Il terzo scenario che Levitsky e Ziblatt ritengono più probabile è quello in cui aumenta la polarizzazione e, di conseguenza, le rotture con le buone pratiche politiche e il gioco costituzionale pesante; se così la democrazia resta senza barriere di sicurezza affidabili. Con o senza Trump tolleranza reciproca e temperanza politica declinano. La Costituzione – ripetono i due autori – non è un’opera di ingegneria meccanica. Senza i partiti strutturati, senza regole di comportamento per gli uomini che animano le istituzioni (tolleranza reciproca e temperanza istituzionale) la Costituzione rimane un pezzo di carta – come ebbe a dire Piero Calamandrei – che giace inerte in un cassetto o per terra se non trova le gambe sulle quali farla camminare.

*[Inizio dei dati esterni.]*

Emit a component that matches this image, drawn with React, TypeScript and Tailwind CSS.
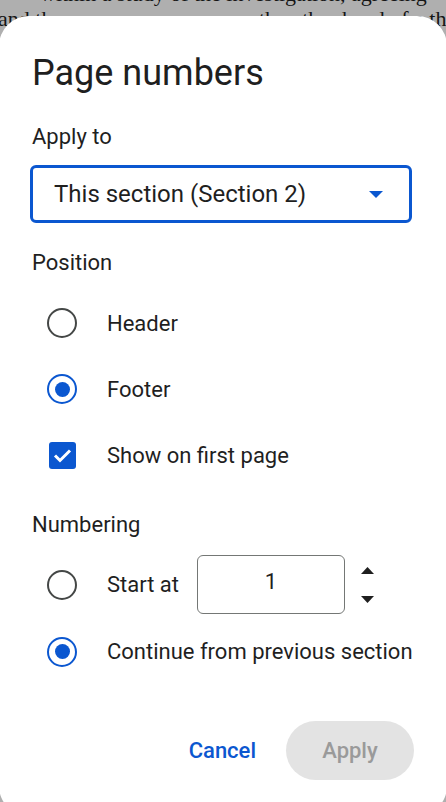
import React from "react";

const font = { fontFamily: "Roboto, 'Noto Sans', sans-serif" };

function Radio({ checked }: { checked?: boolean }) {
  return checked ? (
    <div className="w-[30px] h-[30px] rounded-full border-[2.5px] border-[#0b57d0] flex items-center justify-center">
      <div className="w-[15px] h-[15px] rounded-full bg-[#0b57d0]" />
    </div>
  ) : (
    <div className="w-[30px] h-[30px] rounded-full border-[2.5px] border-[#444746]" />
  );
}

export default function App() {
  return (
    <div className="relative w-[446px] h-[802px] overflow-hidden bg-[#afafaf]" style={font}>
      <div
        className="absolute left-0 top-0 w-[446px] text-[22px] text-[#151515] whitespace-nowrap overflow-hidden"
        style={{ fontFamily: "'Liberation Serif', serif" }}
      >
        <div className="h-[24px] leading-[24px] -mt-[18px] pl-[40px]">within a study of the investigation, agreeing</div>
        <div className="h-[24px] leading-[24px] mt-[1px] -ml-[2px]">and the numerous sources on the other hand of a the survey</div>
      </div>
      <div className="relative mt-[16px] -mx-[1px] h-[800px] rounded-[30px] bg-white px-[33px] pt-[35px]">
        <div className="text-[36px] leading-[44px] text-[#1f1f1f]">Page numbers</div>
        <div className="mt-[28px] text-[22px] leading-[28px] text-[#1f1f1f]">Apply to</div>
        <div className="mt-[14px] -ml-[2px] w-[382px] h-[58px] rounded-[6px] border-[3px] border-[#0b57d0] flex items-center pl-[21px] pr-[26px]">
          <span className="flex-1 text-[24px] text-[#1f1f1f]">This section (Section 2)</span>
          <svg width="14" height="7" viewBox="0 0 14 7">
            <path d="M0 0 L14 0 L7 7 Z" fill="#0b57d0" />
          </svg>
        </div>
        <div className="mt-[26px] text-[22px] leading-[28px] text-[#1f1f1f]">Position</div>
        <div className="mt-[13px]">
          <div className="h-[66px] flex items-center">
            <div className="ml-[15px]"><Radio /></div>
            <span className="ml-[30px] text-[22px] text-[#1f1f1f]">Header</span>
          </div>
          <div className="h-[66px] flex items-center">
            <div className="ml-[15px]"><Radio checked /></div>
            <span className="ml-[30px] text-[22px] text-[#1f1f1f]">Footer</span>
          </div>
          <div className="h-[66px] flex items-center">
            <div className="ml-[17px] w-[27px] h-[27px] rounded-[3px] bg-[#0b57d0] flex items-center justify-center">
              <svg width="19" height="15" viewBox="0 0 19 15">
                <path d="M2 7.5 L7 12.5 L17 2.5" stroke="white" strokeWidth="3" fill="none" />
              </svg>
            </div>
            <span className="ml-[31px] text-[22px] text-[#1f1f1f]">Show on first page</span>
          </div>
        </div>
        <div className="mt-[23px] text-[22px] leading-[28px] text-[#1f1f1f]">Numbering</div>
        <div className="mt-[12px]">
          <div className="h-[67px] flex items-center">
            <div className="ml-[15px]"><Radio /></div>
            <span className="ml-[30px] text-[22px] text-[#1f1f1f]">Start at</span>
            <div className="ml-[18px] w-[148px] h-[59px] rounded-[6px] border border-[#747775] flex items-center justify-center pb-[6px]">
              <span className="text-[22px] text-[#1f1f1f]">1</span>
            </div>
            <div className="ml-[16px] flex flex-col items-center gap-[22px]">
              <svg width="13" height="7" viewBox="0 0 13 7"><path d="M0 7 L13 7 L6.5 0 Z" fill="#1f1f1f" /></svg>
              <svg width="13" height="7" viewBox="0 0 13 7"><path d="M0 0 L13 0 L6.5 7 Z" fill="#1f1f1f" /></svg>
            </div>
          </div>
          <div className="h-[67px] flex items-center">
            <div className="ml-[15px]"><Radio checked /></div>
            <span className="ml-[30px] text-[22px] text-[#1f1f1f]">Continue from previous section</span>
          </div>
        </div>
        <div className="mt-[36px] flex justify-end items-center">
          <span className="text-[22px] font-medium text-[#0b57d0]">Cancel</span>
          <div className="ml-[30px] w-[128px] h-[59px] rounded-full bg-[#e3e3e3] flex items-center justify-center">
            <span className="text-[22px] font-medium text-[#9a9a9a]">Apply</span>
          </div>
        </div>
      </div>
    </div>
  );
}
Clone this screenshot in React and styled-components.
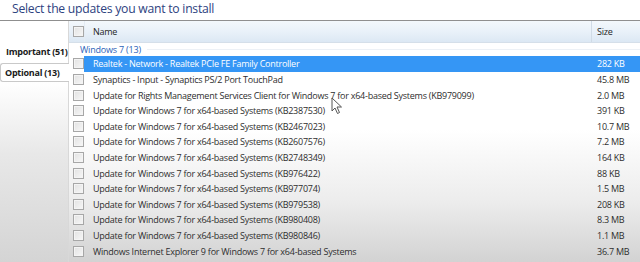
import React from "react";
import styled, { createGlobalStyle } from "styled-components";

const GlobalStyle = createGlobalStyle`
  html, body {
    margin: 0;
    padding: 0;
    background: #ffffff;
  }
  body {
    font-family: "Open Sans", "Noto Sans", sans-serif;
  }
`;

const Page = styled.div`
  position: relative;
  width: 640px;
  height: 262px;
  overflow: hidden;
  background: #fff;
`;

const Title = styled.div`
  height: 20px;
  padding-left: 12px;
  font-size: 12.2px;
  letter-spacing: -0.25px;
  line-height: 18px;
  color: #2d4280;
`;

const Body = styled.div`
  display: flex;
  height: 242px;
  border-top: 1px solid #8f8f8f;
`;

const Side = styled.div`
  width: 68px;
  flex-shrink: 0;
  padding-top: 21px;
  display: flex;
  flex-direction: column;
  gap: 2px;
  background: linear-gradient(to bottom, #ffffff 0%, #ffffff 25%, #e8e8e8 55%, #d4d4d4 100%);
  border-right: 1px solid #d8d8d8;
`;

const Tab = styled.div`
  height: 17px;
  padding-left: ${(p) => (p.$active ? "4px" : "5px")};
  font-size: 9px;
  letter-spacing: -0.25px;
  font-weight: 700;
  line-height: 17px;
  color: #1a1a1a;
  white-space: nowrap;
  background: ${(p) => (p.$active ? "#fff" : "transparent")};
  border: ${(p) => (p.$active ? "1px solid #c9c9c9" : "1px solid transparent")};
  border-right: none;
  border-radius: 3px 0 0 3px;
  margin-right: -1px;
`;

const List = styled.div`
  flex: 1;
  display: flex;
  flex-direction: column;
  background: linear-gradient(to bottom, #ffffff 0%, #ffffff 45%, #ececec 75%, #d2d2d2 100%);
`;

const Header = styled.div`
  display: flex;
  align-items: center;
  height: 21px;
  background: linear-gradient(to bottom, #f3f8fc 0%, #e9f1f9 50%, #dce8f4 100%);
  border-bottom: 1px solid #d5dfe9;
  font-size: 9px;
  letter-spacing: -0.25px;
  color: #1e1e1e;
`;

const CheckCell = styled.div`
  width: 16px;
  height: 100%;
  display: flex;
  align-items: center;
  padding-left: 4px;
  box-sizing: border-box;
  flex-shrink: 0;
  border-right: 1px solid ${(p) => (p.$header ? "#e4ecf4" : "transparent")};
`;

const NameCol = styled.div`
  flex: 1;
  padding-left: 8px;
  white-space: nowrap;
  overflow: hidden;
`;

const SizeCol = styled.div`
  width: 43px;
  flex-shrink: 0;
  padding-left: 5px;
  white-space: nowrap;
  border-left: 1px solid ${(p) => (p.$header ? "#d0dbe6" : "transparent")};
  height: 100%;
  display: flex;
  align-items: center;
`;

const Box = styled.span`
  display: block;
  width: 9px;
  height: 9px;
  border: 1px solid #a7a7a7;
  background: linear-gradient(135deg, #e2e2e2 0%, #f7f7f7 100%);
  box-shadow: inset 0 0 0 1px #f4f4f4;
`;

const Group = styled.div`
  display: flex;
  align-items: center;
  gap: 6px;
  height: 13px;
  padding-left: 11px;
  font-size: 9px;
  letter-spacing: -0.2px;
  color: #2a62b8;
  white-space: nowrap;

  &::after {
    content: "";
    flex: 1;
    height: 1px;
    background: #edf1f6;
  }
`;

const Row = styled.div`
  display: flex;
  align-items: center;
  height: 15.62px;
  font-size: 9px;
  letter-spacing: -0.25px;
  color: ${(p) => (p.$selected ? "#ffffff" : "#2e2e2e")};
`;

const RowFill = styled.div`
  flex: 1;
  display: flex;
  align-items: center;
  height: 100%;
  background: ${(p) => (p.$selected ? "#3596f5" : "transparent")};
  margin-left: -1px;

  ${NameCol} {
    padding-left: 9px;
  }
`;

const Cursor = styled.svg`
  position: absolute;
  left: 331px;
  top: 97px;
`;

const updates = [
  ["Realtek - Network - Realtek PCIe FE Family Controller", "282 KB"],
  ["Synaptics - Input - Synaptics PS/2 Port TouchPad", "45.8 MB"],
  ["Update for Rights Management Services Client for Windows 7 for x64-based Systems (KB979099)", "2.0 MB"],
  ["Update for Windows 7 for x64-based Systems (KB2387530)", "391 KB"],
  ["Update for Windows 7 for x64-based Systems (KB2467023)", "10.7 MB"],
  ["Update for Windows 7 for x64-based Systems (KB2607576)", "7.2 MB"],
  ["Update for Windows 7 for x64-based Systems (KB2748349)", "164 KB"],
  ["Update for Windows 7 for x64-based Systems (KB976422)", "88 KB"],
  ["Update for Windows 7 for x64-based Systems (KB977074)", "1.5 MB"],
  ["Update for Windows 7 for x64-based Systems (KB979538)", "208 KB"],
  ["Update for Windows 7 for x64-based Systems (KB980408)", "8.3 MB"],
  ["Update for Windows 7 for x64-based Systems (KB980846)", "1.1 MB"],
  ["Windows Internet Explorer 9 for Windows 7 for x64-based Systems", "36.7 MB"],
];

const App = () => {
  return (
    <Page>
      <GlobalStyle />
      <Title>Select the updates you want to install</Title>
      <Body>
        <Side>
          <Tab>Important (51)</Tab>
          <Tab $active>Optional (13)</Tab>
        </Side>
        <List>
          <Header>
            <CheckCell $header>
              <Box />
            </CheckCell>
            <NameCol>Name</NameCol>
            <SizeCol $header>Size</SizeCol>
          </Header>
          <Group>Windows 7 (13)</Group>
          {updates.map(([name, size], i) => (
            <Row key={i} $selected={i === 0}>
              <CheckCell>
                <Box />
              </CheckCell>
              <RowFill $selected={i === 0}>
                <NameCol>{name}</NameCol>
                <SizeCol>{size}</SizeCol>
              </RowFill>
            </Row>
          ))}
        </List>
      </Body>
      <Cursor width="12" height="18" viewBox="0 0 12 18">
        <path d="M1 1 L1 14 L4 11 L6.5 16.5 L8.5 15.5 L6 10 L10.5 10 Z" fill="#fff" stroke="#555" strokeWidth="1" strokeLinejoin="round" />
      </Cursor>
    </Page>
  );
};

export default App;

“Le istituzioni – continuano Levitsky e Ziblatt – sono qualcosa di più delle regole formali, richiedono anche una visione comune di quali sono i comportamenti appropriati che vi devono sovraintendere”. Al riguardo citano Gunnar Myrdal 1944 che vedeva nel credo americano due principi fondamentali: “libertà individuale ed egualitarismo” ma aggiungono che detti principi “scritti nei documenti fondanti, ripetuti nelle scuole, nei discorsi, negli editoriali dei giornali si giustificano da soli, ma non si applicano da soli”. Da americani sono preoccupati del fenomeno Trump e affermano che il trumpismo ha costruito il suo potere su una polarizzazione preesistente, per sconfiggerlo bisogna andare oltre Trump. L’alternativa è imparare a collaborare nonostante la polarizzazione, è superare la polarizzazione”.

 Il libro è del 2018 ma è di estremo interesse perché non si occupa solo degli USA ma sviluppa un’analisi comparatistica e storica di grande rilevanza. Quanto mai opportuno leggerlo nel 2020 in vista delle elezioni presidenziali di novembre.